I am looking for some guidance or tips on desert camps in the UAE. Hubbies pasport is hold up in the visa process so Oman is out of the question. 

We have a guest this weekend and he wants to do a stayover in the desert. Since we just moved here we dont have any camping gear and we are looking for something thats already there. I checked with the once in the Time Out this week but they are (suprise suprise) all full. 

Any tips, ideas welcome!


----------



## BedouGirl (Sep 15, 2011)

Your best bet is to contact the companies doing desert safaris as they will do overnight trips too. If you google desert safari+Dubai, you will vet an extensive list. Even if you did have the gear, you should never go out into the desert with just one vehicle.


----------



## bhatiaic (Dec 20, 2011)

Izzy77 said:


> I am looking for some guidance or tips on desert camps in the UAE. Hubbies pasport is hold up in the visa process so Oman is out of the question.
> 
> We have a guest this weekend and he wants to do a stayover in the desert. Since we just moved here we dont have any camping gear and we are looking for something thats already there. I checked with the once in the Time Out this week but they are (suprise suprise) all full.
> 
> Any tips, ideas welcome!


I am also planning a night camping in desert/beach with my family for this weekend and while doing search came across some locations which include Jebel Ali Beach (permission required from Dubai municipality), Hatta, Liwa, on Dahed road, after sharjah. You may check careefour for camping gear, if you want high end check out adventure HQ on SZR. dubizzle would also show some results under sports equipment section under classifieds.


----------



## bhatiaic (Dec 20, 2011)

bhatiaic said:


> I am also planning a night camping in desert/beach with my family for this weekend and while doing search came across some locations which include Jebel Ali Beach (permission required from Dubai municipality), Hatta, Liwa, on Dahed road, after sharjah.
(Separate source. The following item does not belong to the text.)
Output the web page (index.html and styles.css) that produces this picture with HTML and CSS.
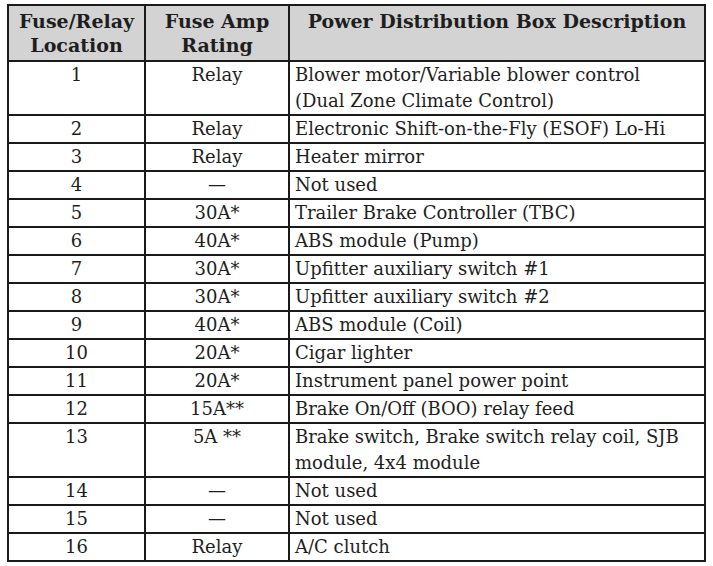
FILE: index.html
```html
<!DOCTYPE html>
<html>
<head>
<meta charset="utf-8">
<link rel="stylesheet" href="styles.css">
</head>
<body>
<table class="fuse">
<colgroup><col class="c1"><col class="c2"><col class="c3"></colgroup>
<thead>
<tr><th>Fuse/Relay<br>Location</th><th>Fuse Amp<br>Rating</th><th class="top">Power Distribution Box Description</th></tr>
</thead>
<tbody>
<tr><td>1</td><td>Relay</td><td class="d">Blower motor/Variable blower control<br>(Dual Zone Climate Control)</td></tr>
<tr><td>2</td><td>Relay</td><td class="d">Electronic Shift-on-the-Fly (ESOF) Lo-Hi</td></tr>
<tr><td>3</td><td>Relay</td><td class="d">Heater mirror</td></tr>
<tr><td>4</td><td>—</td><td class="d">Not used</td></tr>
<tr><td>5</td><td>30A*</td><td class="d">Trailer Brake Controller (TBC)</td></tr>
<tr><td>6</td><td>40A*</td><td class="d">ABS module (Pump)</td></tr>
<tr><td>7</td><td>30A*</td><td class="d">Upfitter auxiliary switch #1</td></tr>
<tr><td>8</td><td>30A*</td><td class="d">Upfitter auxiliary switch #2</td></tr>
<tr><td>9</td><td>40A*</td><td class="d">ABS module (Coil)</td></tr>
<tr><td>10</td><td>20A*</td><td class="d">Cigar lighter</td></tr>
<tr><td>11</td><td>20A*</td><td class="d">Instrument panel power point</td></tr>
<tr><td>12</td><td>15A**</td><td class="d">Brake On/Off (BOO) relay feed</td></tr>
<tr><td>13</td><td>5A **</td><td class="d">Brake switch, Brake switch relay coil, SJB<br>module, 4x4 module</td></tr>
<tr><td>14</td><td>—</td><td class="d">Not used</td></tr>
<tr><td>15</td><td>—</td><td class="d">Not used</td></tr>
<tr><td>16</td><td>Relay</td><td class="d">A/C clutch</td></tr>
</tbody>
</table>
</body>
</html>
```
FILE: styles.css
```css
html, body { margin: 0; padding: 0; background: #fff; }
body { padding: 4px 0 0 7px; }
.fuse {
  border-collapse: collapse;
  table-layout: fixed;
  width: 697px;
  font-family: "DejaVu Serif", "Liberation Serif", serif;
  font-size: 18px;
  color: #1e1e1e;
  border: 2px solid #1a1a1a;
}
.c1 { width: 137px; }
.c2 { width: 144px; }
.c3 { width: 416px; }
.fuse th, .fuse td {
  border: 2px solid #1a1a1a;
  padding: 0;
  vertical-align: top;
}
.fuse th {
  background: #d3d3d3;
  font-weight: bold;
  line-height: 24px;
  height: 51px;
  padding-top: 3px;
  text-align: center;
  font-size: 19px;
}
.fuse td {
  line-height: 26px;
  text-align: center;
}
.fuse td.d { text-align: left; padding-left: 5px; }
```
You may check careefour for camping gear, if you want high end check out adventure HQ on SZR. dubizzle would also show some results under sports equipment section under classifieds.
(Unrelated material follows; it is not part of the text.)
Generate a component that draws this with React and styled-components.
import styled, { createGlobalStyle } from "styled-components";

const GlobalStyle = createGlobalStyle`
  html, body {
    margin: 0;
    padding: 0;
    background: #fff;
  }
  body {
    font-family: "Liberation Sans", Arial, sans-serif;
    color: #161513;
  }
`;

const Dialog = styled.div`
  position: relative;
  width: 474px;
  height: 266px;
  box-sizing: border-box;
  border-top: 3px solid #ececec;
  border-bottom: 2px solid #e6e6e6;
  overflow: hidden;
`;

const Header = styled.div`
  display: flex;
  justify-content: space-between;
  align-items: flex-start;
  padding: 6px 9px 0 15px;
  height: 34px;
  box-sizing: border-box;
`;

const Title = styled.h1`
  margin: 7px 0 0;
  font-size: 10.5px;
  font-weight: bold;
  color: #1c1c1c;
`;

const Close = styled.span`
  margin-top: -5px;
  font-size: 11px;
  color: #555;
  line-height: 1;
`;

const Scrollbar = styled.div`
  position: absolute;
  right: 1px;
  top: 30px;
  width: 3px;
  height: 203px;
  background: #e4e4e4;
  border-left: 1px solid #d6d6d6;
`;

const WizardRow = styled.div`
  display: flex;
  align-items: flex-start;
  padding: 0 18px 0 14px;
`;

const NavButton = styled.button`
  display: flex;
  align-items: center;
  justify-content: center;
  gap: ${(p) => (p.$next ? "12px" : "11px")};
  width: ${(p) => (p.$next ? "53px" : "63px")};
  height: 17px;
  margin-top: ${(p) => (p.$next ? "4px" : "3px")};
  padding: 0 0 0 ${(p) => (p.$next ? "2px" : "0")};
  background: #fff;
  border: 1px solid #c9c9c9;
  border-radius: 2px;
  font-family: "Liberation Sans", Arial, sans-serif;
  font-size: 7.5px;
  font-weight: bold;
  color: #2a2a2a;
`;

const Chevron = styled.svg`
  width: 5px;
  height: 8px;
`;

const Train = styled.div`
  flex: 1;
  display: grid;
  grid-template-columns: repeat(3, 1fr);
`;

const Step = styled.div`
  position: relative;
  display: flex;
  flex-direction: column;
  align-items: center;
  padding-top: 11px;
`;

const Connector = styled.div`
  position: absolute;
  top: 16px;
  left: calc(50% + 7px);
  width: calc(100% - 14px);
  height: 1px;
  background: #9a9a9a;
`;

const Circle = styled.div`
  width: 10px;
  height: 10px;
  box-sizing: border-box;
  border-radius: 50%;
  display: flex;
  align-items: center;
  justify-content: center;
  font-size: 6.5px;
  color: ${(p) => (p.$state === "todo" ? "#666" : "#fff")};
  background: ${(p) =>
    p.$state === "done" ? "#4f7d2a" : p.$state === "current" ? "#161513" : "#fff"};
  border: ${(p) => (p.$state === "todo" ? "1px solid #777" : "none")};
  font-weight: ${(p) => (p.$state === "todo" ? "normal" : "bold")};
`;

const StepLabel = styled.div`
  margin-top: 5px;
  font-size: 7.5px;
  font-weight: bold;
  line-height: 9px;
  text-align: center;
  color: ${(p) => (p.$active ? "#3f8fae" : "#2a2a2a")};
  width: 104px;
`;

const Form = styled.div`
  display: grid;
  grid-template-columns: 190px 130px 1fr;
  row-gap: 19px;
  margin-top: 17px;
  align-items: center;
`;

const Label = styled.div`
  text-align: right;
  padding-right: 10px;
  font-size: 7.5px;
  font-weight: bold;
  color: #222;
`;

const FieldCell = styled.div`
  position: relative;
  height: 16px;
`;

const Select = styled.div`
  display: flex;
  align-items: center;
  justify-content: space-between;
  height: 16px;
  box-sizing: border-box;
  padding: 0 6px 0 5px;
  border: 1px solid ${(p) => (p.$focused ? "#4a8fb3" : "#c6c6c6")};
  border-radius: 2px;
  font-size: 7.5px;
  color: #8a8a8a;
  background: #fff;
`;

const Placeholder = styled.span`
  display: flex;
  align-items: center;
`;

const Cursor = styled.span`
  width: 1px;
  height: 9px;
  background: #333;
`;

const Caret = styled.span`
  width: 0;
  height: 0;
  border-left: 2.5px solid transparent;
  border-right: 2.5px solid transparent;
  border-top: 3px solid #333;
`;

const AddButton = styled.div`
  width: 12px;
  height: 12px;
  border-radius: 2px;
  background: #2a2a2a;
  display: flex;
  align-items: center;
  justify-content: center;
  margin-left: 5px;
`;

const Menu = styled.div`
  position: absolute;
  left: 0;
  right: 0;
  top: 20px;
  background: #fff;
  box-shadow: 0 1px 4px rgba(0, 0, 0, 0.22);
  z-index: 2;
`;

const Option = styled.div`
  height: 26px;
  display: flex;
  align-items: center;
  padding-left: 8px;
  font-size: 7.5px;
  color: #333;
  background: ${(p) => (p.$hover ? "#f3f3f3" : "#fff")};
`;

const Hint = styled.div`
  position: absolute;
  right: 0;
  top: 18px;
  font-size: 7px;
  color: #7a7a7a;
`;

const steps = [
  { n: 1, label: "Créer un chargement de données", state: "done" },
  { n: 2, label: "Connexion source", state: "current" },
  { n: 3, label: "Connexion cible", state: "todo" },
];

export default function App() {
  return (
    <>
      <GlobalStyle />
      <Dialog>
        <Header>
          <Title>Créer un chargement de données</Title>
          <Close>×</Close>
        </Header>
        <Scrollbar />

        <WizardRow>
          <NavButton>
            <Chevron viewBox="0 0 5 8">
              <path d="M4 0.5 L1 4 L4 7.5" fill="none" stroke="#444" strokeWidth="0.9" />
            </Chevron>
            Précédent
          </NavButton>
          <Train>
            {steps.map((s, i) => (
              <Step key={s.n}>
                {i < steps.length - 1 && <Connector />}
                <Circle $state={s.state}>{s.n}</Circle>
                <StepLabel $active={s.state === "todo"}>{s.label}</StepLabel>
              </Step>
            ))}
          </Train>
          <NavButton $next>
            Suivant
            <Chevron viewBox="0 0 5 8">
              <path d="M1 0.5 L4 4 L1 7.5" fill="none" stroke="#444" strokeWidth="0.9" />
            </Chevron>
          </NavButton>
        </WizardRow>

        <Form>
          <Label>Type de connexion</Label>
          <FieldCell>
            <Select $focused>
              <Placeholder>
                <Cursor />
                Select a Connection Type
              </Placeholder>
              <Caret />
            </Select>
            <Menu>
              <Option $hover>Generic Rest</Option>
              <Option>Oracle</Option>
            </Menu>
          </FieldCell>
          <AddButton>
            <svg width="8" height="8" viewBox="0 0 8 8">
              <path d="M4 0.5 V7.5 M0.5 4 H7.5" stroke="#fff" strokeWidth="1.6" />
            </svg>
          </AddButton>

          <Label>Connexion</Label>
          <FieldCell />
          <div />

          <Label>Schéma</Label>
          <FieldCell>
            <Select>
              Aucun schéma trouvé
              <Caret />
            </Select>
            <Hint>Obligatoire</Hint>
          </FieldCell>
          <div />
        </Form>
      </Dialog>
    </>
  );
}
we did desert night camping at a spot near Margham and it was good exp, though we were under prepared for the cold night. we didn't venture very deep and stayed near other campers at a decent distance to ensure privacy yet at the same time ensuring we don't get lost as we had gone with just one vehicle.


----------



## ReggieDXB007 (Mar 10, 2011)

Izzy77 said:


> I am looking for some guidance or tips on desert camps in the UAE. Hubbies pasport is hold up in the visa process so Oman is out of the question.
> 
> We have a guest this weekend and he wants to do a stayover in the desert. Since we just moved here we dont have any camping gear and we are looking for something thats already there. I checked with the once in the Time Out this week but they are (suprise suprise) all full.
> 
> Any tips, ideas welcome!


Just reinforcing what everyone else has commented to here - I note that Adventure HQ at Times Square advertise they hire camping equipment, although I've never tried them. ACE also have a hire section at their DFC store however I think that is for their heavy duty stuff so probably not what you want.
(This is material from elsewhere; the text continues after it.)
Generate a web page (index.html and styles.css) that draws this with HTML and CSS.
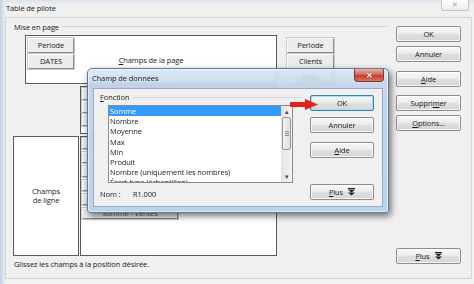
FILE: index.html
```html
<!DOCTYPE html>
<html>
<head>
  <meta charset="utf-8"/>
  <title>Table de pilote</title>
  <link rel="stylesheet" href="styles.css">
</head>
<body>

<div id="window">
  <div id="titleBar">
    <span class="title">Table de pilote</span>
    <span class="closeButton">✕</span>
  </div>
  <div id="panel">
    <div id="layout">
      <div class="groupLabel">Mise en page</div>
      <div id="areas">
        <div id="pageArea">
          <div class="fieldList">
            <div class="field">Periode</div>
            <div class="field">DATES</div>
          </div>
          <div class="areaName"><u>C</u>hamps de la page</div>
        </div>
        <div id="columnArea">
          <div class="field smallField"></div>
          <div class="field smallField"></div>
          <div class="field smallField"></div>
        </div>
        <div id="rowArea">
          <div class="areaName">Champs<br>de ligne</div>
        </div>
        <div id="dataArea">
          <div class="field dataField"></div>
          <div class="field dataField"></div>
          <div class="field dataField"></div>
          <div class="field dataField"></div>
          <div class="field dataField"></div>
          <div class="field dataField">Somme - Ventes</div>
        </div>
        <div id="fieldSelector">
          <div class="field">Periode</div>
          <div class="field">Clients</div>
          <div class="field">Mois</div>
        </div>
      </div>
      <div class="hint">Glissez les champs à la position désirée.</div>
    </div>
    <div id="buttons">
      <button>OK</button>
      <button class="annuler">Annuler</button>
      <button class="aide"><u>A</u>ide</button>
      <button class="supprimer">Suppri<u>m</u>er</button>
      <button class="options"><u>O</u>ptions...</button>
      <button class="plus"><u>P</u>lus<svg width="7" height="8" viewBox="0 0 7 8"><rect width="7" height="1.2"/><polygon points="0,1.8 7,1.8 3.5,4.6"/><polygon points="0,4.6 7,4.6 3.5,7.6"/></svg></button>
    </div>
  </div>
</div>

<div id="dataFieldDialog">
  <div class="dialogTitle">Champ de données</div>
  <span class="dialogClose">✕</span>
  <div class="dialogClient">
    <div class="dialogMain">
      <div class="groupLabel"><span><u>F</u>onction</span></div>
      <div class="listBox">
        <ul class="items">
          <li class="selected">Somme</li>
          <li>Nombre</li>
          <li>Moyenne</li>
          <li>Max</li>
          <li>Min</li>
          <li>Produit</li>
          <li>Nombre (uniquement les nombres)</li>
          <li>Écart-type (échantillon)</li>
        </ul>
        <div class="scrollbar">
          <div class="arrow">▴</div>
          <div class="thumb"><span></span><span></span><span></span></div>
          <div class="track"></div>
          <div class="arrow">▾</div>
        </div>
      </div>
      <div class="nameRow"><span class="nameLabel">Nom :</span>R1.000</div>
    </div>
    <div class="dialogButtons">
      <button class="default">OK</button>
      <button class="annuler">Annuler</button>
      <button class="aide"><u>A</u>ide</button>
      <button class="plus"><u>P</u>lus<svg width="7" height="8" viewBox="0 0 7 8"><rect width="7" height="1.2"/><polygon points="0,1.8 7,1.8 3.5,4.6"/><polygon points="0,4.6 7,4.6 3.5,7.6"/></svg></button>
    </div>
  </div>
</div>

<svg id="arrow" width="28" height="11" viewBox="0 0 28 11">
  <rect x="0" y="3" width="16" height="5" fill="#e3211c"/>
  <polygon points="15,0 28,5.5 15,11" fill="#e3211c"/>
</svg>

</body>
</html>
```

FILE: styles.css
```css
body {
  margin: 0;
  width: 474px;
  height: 284px;
  overflow: hidden;
  position: relative;
  background: linear-gradient(to right, #c2d2e1 0, #d8e2eb 3px, #eceff2 5px, #f2f2f2 6px);
  font-family: "Open Sans", sans-serif;
  font-size: 7.5px;
  letter-spacing: -0.1px;
  color: #1b1b1b;
}
u {
  text-decoration-thickness: 1px;
  text-underline-offset: 1px;
}
#window {
  height: 284px;
  padding-left: 5px;
  box-sizing: border-box;
}
#titleBar {
  height: 17px;
  display: flex;
  background: linear-gradient(#dae3ec 0, #edeff1 4px, #f0f0f0 7px);
}
#titleBar .title {
  line-height: 17px;
  padding-left: 1px;
}
.closeButton {
  margin-left: auto;
  margin-right: 5px;
  width: 28px;
  height: 11px;
  box-sizing: border-box;
  border: 1px solid #c4c4c4;
  border-top: none;
  border-radius: 0 0 3px 3px;
  background: linear-gradient(#fdfdfd, #eeeeee);
  color: #a3a3a3;
  font-size: 7px;
  line-height: 10px;
  text-align: center;
}
#panel {
  width: 467px;
  height: 262px;
  box-sizing: border-box;
  border: 1px solid #d4d4d4;
  background: #f0f0f0;
  display: flex;
}
#layout {
  width: 390px;
  flex: none;
}
.groupLabel {
  display: flex;
  align-items: center;
  height: 17px;
  padding-left: 8px;
  margin-right: 9px;
}
.groupLabel::after {
  content: "";
  flex: 1;
  border-top: 1px solid #d3d3d3;
  margin-left: 3px;
}
#areas {
  display: grid;
  margin-left: 7px;
  grid-template-columns: 67px 197px 10px 47px;
  grid-template-rows: 49px 48px 120px;
  row-gap: 2px;
}
#pageArea, #columnArea, #rowArea, #dataArea {
  box-sizing: border-box;
  border: 1px solid #5a5a5a;
  background: #fff;
}
#pageArea {
  grid-column: 1 / 3;
  grid-row: 1;
  margin-left: 12px;
  display: grid;
}
#pageArea > * {
  grid-area: 1 / 1;
}
#pageArea .fieldList {
  padding: 2px;
  display: flex;
  flex-direction: column;
  gap: 1px;
}
#pageArea .areaName {
  place-self: center;
}
#columnArea {
  grid-column: 2;
  grid-row: 2;
  padding: 1px;
  display: flex;
  flex-direction: column;
  gap: 1px;
}
#rowArea {
  grid-column: 1;
  grid-row: 3;
  width: 66px;
  display: flex;
  align-items: center;
  justify-content: center;
  text-align: center;
  line-height: 9.5px;
}
#dataArea {
  grid-column: 2;
  grid-row: 3;
  padding: 1px;
  display: flex;
  flex-direction: column;
  gap: 3px;
}
#fieldSelector {
  grid-column: 4;
  grid-row: 1 / 4;
  padding-top: 3px;
  display: flex;
  flex-direction: column;
  gap: 1px;
}
.field {
  width: 46px;
  height: 15px;
  box-sizing: border-box;
  border: 1px solid;
  border-color: #fdfdfd #8a8a8a #8a8a8a #fdfdfd;
  background: #ececec;
  box-shadow: 0 0 0 1px #c8c8c8;
  text-align: center;
  line-height: 13px;
  white-space: nowrap;
  overflow: hidden;
}
#fieldSelector .field {
  width: 47px;
}
.smallField {
  width: 90px;
  height: 12px;
}
.dataField {
  width: 96px;
  height: 11px;
  line-height: 9px;
  color: #555;
}
.hint {
  margin-top: 2px;
  padding-left: 8px;
  line-height: 12px;
}
#buttons {
  width: 65px;
  display: flex;
  flex-direction: column;
  padding: 8px 0 14px;
  box-sizing: border-box;
}
button {
  font: inherit;
  letter-spacing: inherit;
  color: inherit;
  height: 16px;
  padding: 0;
  box-sizing: border-box;
  border: 1px solid #8d8d8d;
  border-radius: 2px;
  background: linear-gradient(#f7f7f7, #ededed 45%, #dfdfdf 52%, #d5d5d5);
  box-shadow: inset 0 0 0 1px rgba(255, 255, 255, 0.75);
  line-height: 14px;
  text-align: center;
  white-space: nowrap;
}
button svg {
  fill: #222;
  margin-left: 5px;
  vertical-align: -1px;
}
#buttons .annuler { margin-top: 4px; }
#buttons .aide { margin-top: 9px; }
#buttons .supprimer { margin-top: 8px; }
#buttons .options { margin-top: 4px; }
#buttons .plus { margin-top: auto; }

#dataFieldDialog {
  position: absolute;
  left: 87px;
  top: 68px;
  width: 302px;
  height: 145px;
  box-sizing: border-box;
  border: 1px solid #60799a;
  border-radius: 5px 5px 3px 3px;
  padding: 0 5px 5px;
  background: linear-gradient(rgba(216, 229, 243, 0.86), rgba(190, 210, 233, 0.88) 19px, #bcd3eb);
  backdrop-filter: blur(1.5px);
  box-shadow: 2px 3px 7px rgba(0, 0, 0, 0.55), inset 0 0 0 1px rgba(255, 255, 255, 0.55);
  display: flex;
  flex-direction: column;
}
.dialogTitle {
  height: 19px;
  line-height: 19px;
  margin-left: -1px;
}
.dialogClose {
  position: absolute;
  right: 4px;
  top: 0;
  width: 30px;
  height: 13px;
  box-sizing: border-box;
  border: 1px solid #7d3a33;
  border-top: none;
  border-radius: 0 0 4px 4px;
  background: linear-gradient(#eab0a4, #d46a5a 45%, #c2402f 55%, #d9725f);
  color: #fff;
  font-size: 8px;
  font-weight: bold;
  line-height: 12px;
  text-align: center;
  text-shadow: 0 0 1px #5a1a12;
}
.dialogClient {
  flex: 1;
  box-sizing: border-box;
  border: 1px solid #97abc2;
  background: #f0f0f0;
  display: flex;
}
.dialogMain {
  width: 208px;
  padding-left: 6px;
  box-sizing: border-box;
}
.dialogMain .groupLabel {
  height: 16px;
  padding-left: 0;
  margin-right: 0;
}
.listBox {
  margin-left: 8px;
  width: 185px;
  height: 78px;
  box-sizing: border-box;
  border: 1px solid #878b93;
  background: #fff;
  display: flex;
  overflow: hidden;
}
.items {
  flex: 1;
  margin: 0;
  padding: 0;
  list-style: none;
  line-height: 10.2px;
  white-space: nowrap;
  overflow: hidden;
}
.items li {
  padding-left: 1px;
}
.items li.selected {
  background: #3399ff;
  color: #fff;
}
.scrollbar {
  width: 11px;
  background: linear-gradient(to right, #e4e4e4, #f4f4f4);
  display: flex;
  flex-direction: column;
  align-items: center;
}
.scrollbar .arrow {
  height: 11px;
  line-height: 11px;
  font-size: 7px;
  color: #444;
}
.scrollbar .thumb {
  width: 9px;
  height: 33px;
  box-sizing: border-box;
  border: 1px solid #989898;
  border-radius: 2px;
  background: linear-gradient(to right, #f3f3f3, #dedede);
  display: flex;
  flex-direction: column;
  align-items: center;
  justify-content: center;
  gap: 1px;
}
.scrollbar .thumb span {
  width: 4px;
  height: 1px;
  background: #888;
}
.scrollbar .track {
  flex: 1;
}
.nameRow {
  margin-top: 5px;
  line-height: 12px;
}
.nameLabel {
  display: inline-block;
  width: 33px;
}
.dialogButtons {
  margin-left: 8px;
  width: 64px;
  padding: 6px 0 6px;
  box-sizing: border-box;
  display: flex;
  flex-direction: column;
}
.dialogButtons .default {
  border-color: #3d7fb2;
  box-shadow: inset 0 0 0 1px #a6def5;
}
.dialogButtons .annuler { margin-top: 6px; }
.dialogButtons .aide { margin-top: 9px; }
.dialogButtons .plus { margin-top: auto; }
#arrow {
  position: absolute;
  left: 290px;
  top: 99px;
}
```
As for locations I go to Sweihan for a 'tame' destination - up the truck road from the Ghantout end of SZR until you hit the Ajban road where you turn left towards Sweihan. At Sweihan, go straight at the big roundabout, past the hospital on your right and straight over the next roundabout which has deer or gazelles on it and then head on. You will see some water tanks on your left and there are two large sand ridges that the road goes over. You are basically aiming to camp on the Sweihan facing side of the second ridge, so just as the road goes up, look out for a gap in the fence which should have one of those barriers - should be open, if not just drive round it. Head for the gap in the fence, about 100 yards and then turn left and drive along the fence towards the dune. You'll see the road follows the fence round to the right and you basically just keep driving until you see a clear way past the farms on your left into the sand dunes. Not really deep desert but you are relatively safe and the experience is there.
Sweihan is about a 2 hour drive from Dubai, (around 100 km). The entrance through the fence is nearly 8 km along the Ajban road from the 2nd (deer) roundabout at 24degrees north 24 minutes 8.11 seconds, 55 degrees east 22 minutes 35 .74 seconds and decent campsites another 10 - 15 minute drive in along the fence (heading west).


----------